*Problem to work on*
Scan the data that follows and count the lines with the string "styles"; answer with the count alone.

--- start of Records to use ---

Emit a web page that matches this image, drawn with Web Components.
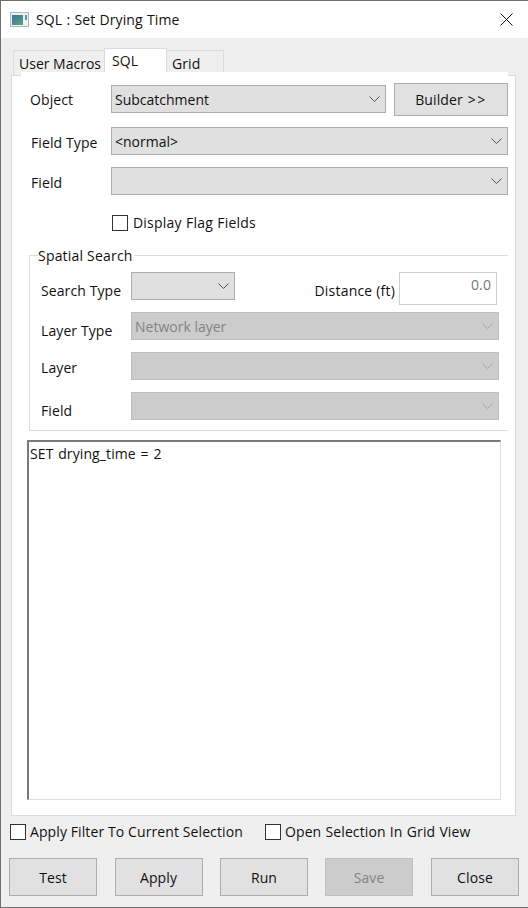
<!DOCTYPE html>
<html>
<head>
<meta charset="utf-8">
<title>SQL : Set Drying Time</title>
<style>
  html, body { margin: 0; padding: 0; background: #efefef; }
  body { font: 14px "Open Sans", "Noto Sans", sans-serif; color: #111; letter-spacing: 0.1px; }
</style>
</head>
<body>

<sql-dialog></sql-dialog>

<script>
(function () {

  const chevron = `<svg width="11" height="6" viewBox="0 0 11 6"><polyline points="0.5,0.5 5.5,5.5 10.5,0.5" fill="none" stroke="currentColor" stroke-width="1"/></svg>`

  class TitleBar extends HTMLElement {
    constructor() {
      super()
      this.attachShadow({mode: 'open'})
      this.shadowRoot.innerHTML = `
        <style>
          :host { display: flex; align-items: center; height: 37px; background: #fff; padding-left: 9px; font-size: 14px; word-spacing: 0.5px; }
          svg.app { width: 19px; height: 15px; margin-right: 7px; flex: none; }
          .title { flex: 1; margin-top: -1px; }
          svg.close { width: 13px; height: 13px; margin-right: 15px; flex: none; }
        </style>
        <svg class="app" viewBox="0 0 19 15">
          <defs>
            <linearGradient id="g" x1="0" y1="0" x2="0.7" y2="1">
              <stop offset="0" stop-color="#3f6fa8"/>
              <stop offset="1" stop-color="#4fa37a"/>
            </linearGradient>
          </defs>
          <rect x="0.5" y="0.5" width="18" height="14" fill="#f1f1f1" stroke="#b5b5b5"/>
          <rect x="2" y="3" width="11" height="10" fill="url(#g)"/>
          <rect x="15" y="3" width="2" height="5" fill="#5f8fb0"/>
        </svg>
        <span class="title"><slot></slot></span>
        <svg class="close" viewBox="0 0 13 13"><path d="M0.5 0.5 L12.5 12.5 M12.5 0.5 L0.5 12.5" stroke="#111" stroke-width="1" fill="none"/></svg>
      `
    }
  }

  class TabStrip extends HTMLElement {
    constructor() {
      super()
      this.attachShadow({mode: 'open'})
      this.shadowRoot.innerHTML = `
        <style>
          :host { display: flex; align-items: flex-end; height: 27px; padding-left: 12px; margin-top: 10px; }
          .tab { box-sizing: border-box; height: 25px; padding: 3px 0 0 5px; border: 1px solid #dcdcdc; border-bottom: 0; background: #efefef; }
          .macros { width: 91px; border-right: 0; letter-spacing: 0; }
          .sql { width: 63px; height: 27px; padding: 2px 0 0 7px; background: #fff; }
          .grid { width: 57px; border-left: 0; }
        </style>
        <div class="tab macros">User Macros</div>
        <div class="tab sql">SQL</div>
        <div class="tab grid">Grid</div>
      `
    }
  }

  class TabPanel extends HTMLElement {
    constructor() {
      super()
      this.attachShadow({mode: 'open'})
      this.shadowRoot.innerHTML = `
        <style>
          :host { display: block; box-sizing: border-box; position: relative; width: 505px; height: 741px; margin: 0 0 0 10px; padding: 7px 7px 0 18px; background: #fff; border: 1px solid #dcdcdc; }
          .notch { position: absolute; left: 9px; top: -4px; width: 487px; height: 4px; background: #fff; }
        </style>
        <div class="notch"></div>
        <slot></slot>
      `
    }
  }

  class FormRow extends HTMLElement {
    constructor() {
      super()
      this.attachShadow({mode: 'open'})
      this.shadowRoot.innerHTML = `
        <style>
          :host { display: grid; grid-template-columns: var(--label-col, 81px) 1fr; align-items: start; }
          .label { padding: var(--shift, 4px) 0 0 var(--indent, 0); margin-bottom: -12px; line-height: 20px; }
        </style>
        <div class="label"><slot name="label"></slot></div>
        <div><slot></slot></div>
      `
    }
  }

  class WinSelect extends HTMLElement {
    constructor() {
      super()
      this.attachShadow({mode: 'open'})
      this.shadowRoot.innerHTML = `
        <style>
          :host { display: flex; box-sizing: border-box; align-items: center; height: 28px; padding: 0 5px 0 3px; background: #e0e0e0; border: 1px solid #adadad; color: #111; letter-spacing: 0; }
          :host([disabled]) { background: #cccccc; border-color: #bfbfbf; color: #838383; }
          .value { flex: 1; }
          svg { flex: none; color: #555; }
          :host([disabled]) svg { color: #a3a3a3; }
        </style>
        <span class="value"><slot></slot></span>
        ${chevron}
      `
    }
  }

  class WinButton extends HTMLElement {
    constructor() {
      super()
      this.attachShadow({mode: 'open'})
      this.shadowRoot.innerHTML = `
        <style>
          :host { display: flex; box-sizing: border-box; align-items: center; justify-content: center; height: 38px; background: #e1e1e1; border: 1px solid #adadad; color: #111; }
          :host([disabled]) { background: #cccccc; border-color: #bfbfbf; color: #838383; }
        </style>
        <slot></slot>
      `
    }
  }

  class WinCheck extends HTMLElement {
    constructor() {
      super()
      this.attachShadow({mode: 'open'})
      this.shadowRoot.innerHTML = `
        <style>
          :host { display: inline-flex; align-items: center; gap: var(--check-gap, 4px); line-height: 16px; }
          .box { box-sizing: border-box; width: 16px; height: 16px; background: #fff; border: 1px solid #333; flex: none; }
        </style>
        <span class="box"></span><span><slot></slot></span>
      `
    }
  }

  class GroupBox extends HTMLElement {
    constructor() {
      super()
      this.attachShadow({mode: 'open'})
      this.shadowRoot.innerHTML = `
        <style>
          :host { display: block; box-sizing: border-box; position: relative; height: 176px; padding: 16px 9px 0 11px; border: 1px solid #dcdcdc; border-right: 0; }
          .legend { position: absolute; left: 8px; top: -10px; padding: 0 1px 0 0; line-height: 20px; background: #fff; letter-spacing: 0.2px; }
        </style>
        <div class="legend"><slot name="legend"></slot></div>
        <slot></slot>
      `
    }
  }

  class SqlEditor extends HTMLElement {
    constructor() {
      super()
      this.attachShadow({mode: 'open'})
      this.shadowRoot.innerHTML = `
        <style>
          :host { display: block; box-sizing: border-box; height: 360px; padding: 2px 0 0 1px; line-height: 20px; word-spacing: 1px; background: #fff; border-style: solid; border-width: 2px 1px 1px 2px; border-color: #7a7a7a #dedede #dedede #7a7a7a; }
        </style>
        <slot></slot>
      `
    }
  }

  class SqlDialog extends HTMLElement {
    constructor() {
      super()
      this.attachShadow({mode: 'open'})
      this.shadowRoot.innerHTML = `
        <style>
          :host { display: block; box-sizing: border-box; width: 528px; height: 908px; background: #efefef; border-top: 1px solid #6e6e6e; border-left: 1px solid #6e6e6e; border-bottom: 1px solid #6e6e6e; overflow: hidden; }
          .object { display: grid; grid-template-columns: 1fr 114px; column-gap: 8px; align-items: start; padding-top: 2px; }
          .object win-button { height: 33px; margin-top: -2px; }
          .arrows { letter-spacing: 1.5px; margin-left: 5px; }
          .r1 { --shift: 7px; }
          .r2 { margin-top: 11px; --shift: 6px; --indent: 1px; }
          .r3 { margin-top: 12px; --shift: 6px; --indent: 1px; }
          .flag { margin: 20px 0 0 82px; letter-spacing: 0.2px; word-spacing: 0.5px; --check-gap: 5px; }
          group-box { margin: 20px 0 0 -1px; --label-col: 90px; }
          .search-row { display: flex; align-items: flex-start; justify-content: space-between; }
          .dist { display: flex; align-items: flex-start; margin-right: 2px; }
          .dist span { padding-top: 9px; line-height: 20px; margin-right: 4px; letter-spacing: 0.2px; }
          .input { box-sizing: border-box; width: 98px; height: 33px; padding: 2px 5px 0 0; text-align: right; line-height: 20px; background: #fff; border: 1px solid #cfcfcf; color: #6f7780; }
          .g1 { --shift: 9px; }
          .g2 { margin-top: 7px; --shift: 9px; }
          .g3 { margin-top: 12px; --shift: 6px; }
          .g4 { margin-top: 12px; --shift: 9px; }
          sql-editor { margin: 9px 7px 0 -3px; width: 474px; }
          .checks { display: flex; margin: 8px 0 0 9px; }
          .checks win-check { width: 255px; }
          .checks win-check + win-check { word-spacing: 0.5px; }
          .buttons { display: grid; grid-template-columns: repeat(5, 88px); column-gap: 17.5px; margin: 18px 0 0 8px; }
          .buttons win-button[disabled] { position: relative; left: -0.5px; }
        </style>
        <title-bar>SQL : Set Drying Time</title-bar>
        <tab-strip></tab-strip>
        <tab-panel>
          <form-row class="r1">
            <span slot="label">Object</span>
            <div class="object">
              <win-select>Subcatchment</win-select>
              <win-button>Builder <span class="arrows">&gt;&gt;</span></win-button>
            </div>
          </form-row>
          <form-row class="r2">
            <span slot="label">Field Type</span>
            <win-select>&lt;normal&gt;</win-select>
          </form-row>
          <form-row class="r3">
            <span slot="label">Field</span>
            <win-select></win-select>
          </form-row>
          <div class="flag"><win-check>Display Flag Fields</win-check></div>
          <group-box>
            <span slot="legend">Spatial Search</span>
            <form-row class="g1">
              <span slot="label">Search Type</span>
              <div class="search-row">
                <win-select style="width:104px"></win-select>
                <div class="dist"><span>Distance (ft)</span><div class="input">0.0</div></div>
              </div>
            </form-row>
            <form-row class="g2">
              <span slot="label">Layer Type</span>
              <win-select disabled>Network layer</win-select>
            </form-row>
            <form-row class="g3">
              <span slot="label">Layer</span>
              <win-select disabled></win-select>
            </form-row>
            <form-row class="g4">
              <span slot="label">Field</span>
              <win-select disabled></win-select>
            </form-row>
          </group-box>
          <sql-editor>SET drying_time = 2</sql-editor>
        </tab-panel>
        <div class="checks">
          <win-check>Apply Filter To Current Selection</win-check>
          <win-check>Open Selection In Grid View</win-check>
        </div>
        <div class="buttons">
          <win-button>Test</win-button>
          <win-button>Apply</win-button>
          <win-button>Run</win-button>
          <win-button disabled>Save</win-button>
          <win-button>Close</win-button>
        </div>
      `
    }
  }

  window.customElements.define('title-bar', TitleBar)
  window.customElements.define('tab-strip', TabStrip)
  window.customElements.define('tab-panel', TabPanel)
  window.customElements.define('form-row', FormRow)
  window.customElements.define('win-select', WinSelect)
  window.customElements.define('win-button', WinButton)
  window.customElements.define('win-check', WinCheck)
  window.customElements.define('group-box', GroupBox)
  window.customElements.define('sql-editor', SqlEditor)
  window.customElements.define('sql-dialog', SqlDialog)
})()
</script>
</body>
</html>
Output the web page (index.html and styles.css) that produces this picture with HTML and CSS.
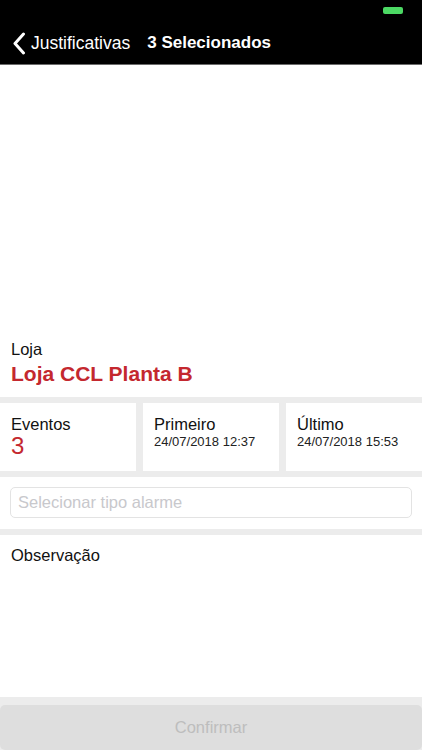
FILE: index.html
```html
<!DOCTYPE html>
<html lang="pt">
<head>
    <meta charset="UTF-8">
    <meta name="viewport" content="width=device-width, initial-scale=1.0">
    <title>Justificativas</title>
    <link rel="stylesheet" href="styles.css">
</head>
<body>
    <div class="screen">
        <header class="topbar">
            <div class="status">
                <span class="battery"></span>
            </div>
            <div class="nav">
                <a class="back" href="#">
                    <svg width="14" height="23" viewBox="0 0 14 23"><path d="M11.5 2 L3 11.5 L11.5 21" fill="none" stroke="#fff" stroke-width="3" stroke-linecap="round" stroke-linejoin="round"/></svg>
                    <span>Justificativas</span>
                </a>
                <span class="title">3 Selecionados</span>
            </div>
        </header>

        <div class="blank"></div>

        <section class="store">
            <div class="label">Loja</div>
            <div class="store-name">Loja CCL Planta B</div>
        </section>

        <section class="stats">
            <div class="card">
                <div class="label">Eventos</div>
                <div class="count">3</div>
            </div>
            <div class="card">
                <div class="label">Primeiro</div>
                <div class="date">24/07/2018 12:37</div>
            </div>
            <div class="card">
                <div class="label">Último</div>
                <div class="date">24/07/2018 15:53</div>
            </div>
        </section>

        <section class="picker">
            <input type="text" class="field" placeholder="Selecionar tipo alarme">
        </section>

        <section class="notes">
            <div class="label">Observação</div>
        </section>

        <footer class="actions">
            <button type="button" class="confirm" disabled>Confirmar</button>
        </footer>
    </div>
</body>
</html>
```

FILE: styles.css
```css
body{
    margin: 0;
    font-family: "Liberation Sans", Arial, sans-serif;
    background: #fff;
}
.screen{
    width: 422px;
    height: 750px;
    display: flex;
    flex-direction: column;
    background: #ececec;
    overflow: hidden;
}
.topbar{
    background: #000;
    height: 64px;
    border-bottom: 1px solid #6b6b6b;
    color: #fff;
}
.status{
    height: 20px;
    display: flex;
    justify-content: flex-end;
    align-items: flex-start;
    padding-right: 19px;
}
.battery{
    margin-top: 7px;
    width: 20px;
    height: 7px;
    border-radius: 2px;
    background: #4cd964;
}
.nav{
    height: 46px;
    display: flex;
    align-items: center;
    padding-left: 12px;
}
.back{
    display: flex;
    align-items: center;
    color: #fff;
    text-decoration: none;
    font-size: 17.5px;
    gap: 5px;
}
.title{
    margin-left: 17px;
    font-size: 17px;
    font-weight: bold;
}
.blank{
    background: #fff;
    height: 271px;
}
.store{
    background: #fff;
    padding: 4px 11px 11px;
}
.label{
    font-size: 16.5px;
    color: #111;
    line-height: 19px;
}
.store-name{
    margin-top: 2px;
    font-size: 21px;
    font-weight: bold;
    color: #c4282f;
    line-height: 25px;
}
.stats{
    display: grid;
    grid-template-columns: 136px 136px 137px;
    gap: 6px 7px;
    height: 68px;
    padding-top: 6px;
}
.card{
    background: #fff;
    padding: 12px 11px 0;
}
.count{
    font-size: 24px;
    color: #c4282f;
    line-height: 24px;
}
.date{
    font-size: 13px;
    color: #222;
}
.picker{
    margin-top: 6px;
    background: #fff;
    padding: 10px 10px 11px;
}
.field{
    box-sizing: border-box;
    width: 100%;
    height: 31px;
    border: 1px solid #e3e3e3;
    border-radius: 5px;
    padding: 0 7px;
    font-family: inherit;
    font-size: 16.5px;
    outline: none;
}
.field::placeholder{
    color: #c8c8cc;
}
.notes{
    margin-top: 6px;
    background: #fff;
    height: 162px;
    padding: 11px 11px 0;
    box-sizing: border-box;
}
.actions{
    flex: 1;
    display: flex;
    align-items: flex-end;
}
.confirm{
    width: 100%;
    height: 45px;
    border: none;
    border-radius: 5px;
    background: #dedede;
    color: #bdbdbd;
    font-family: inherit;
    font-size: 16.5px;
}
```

--- end of Records to use ---

*Result of this exercise*
3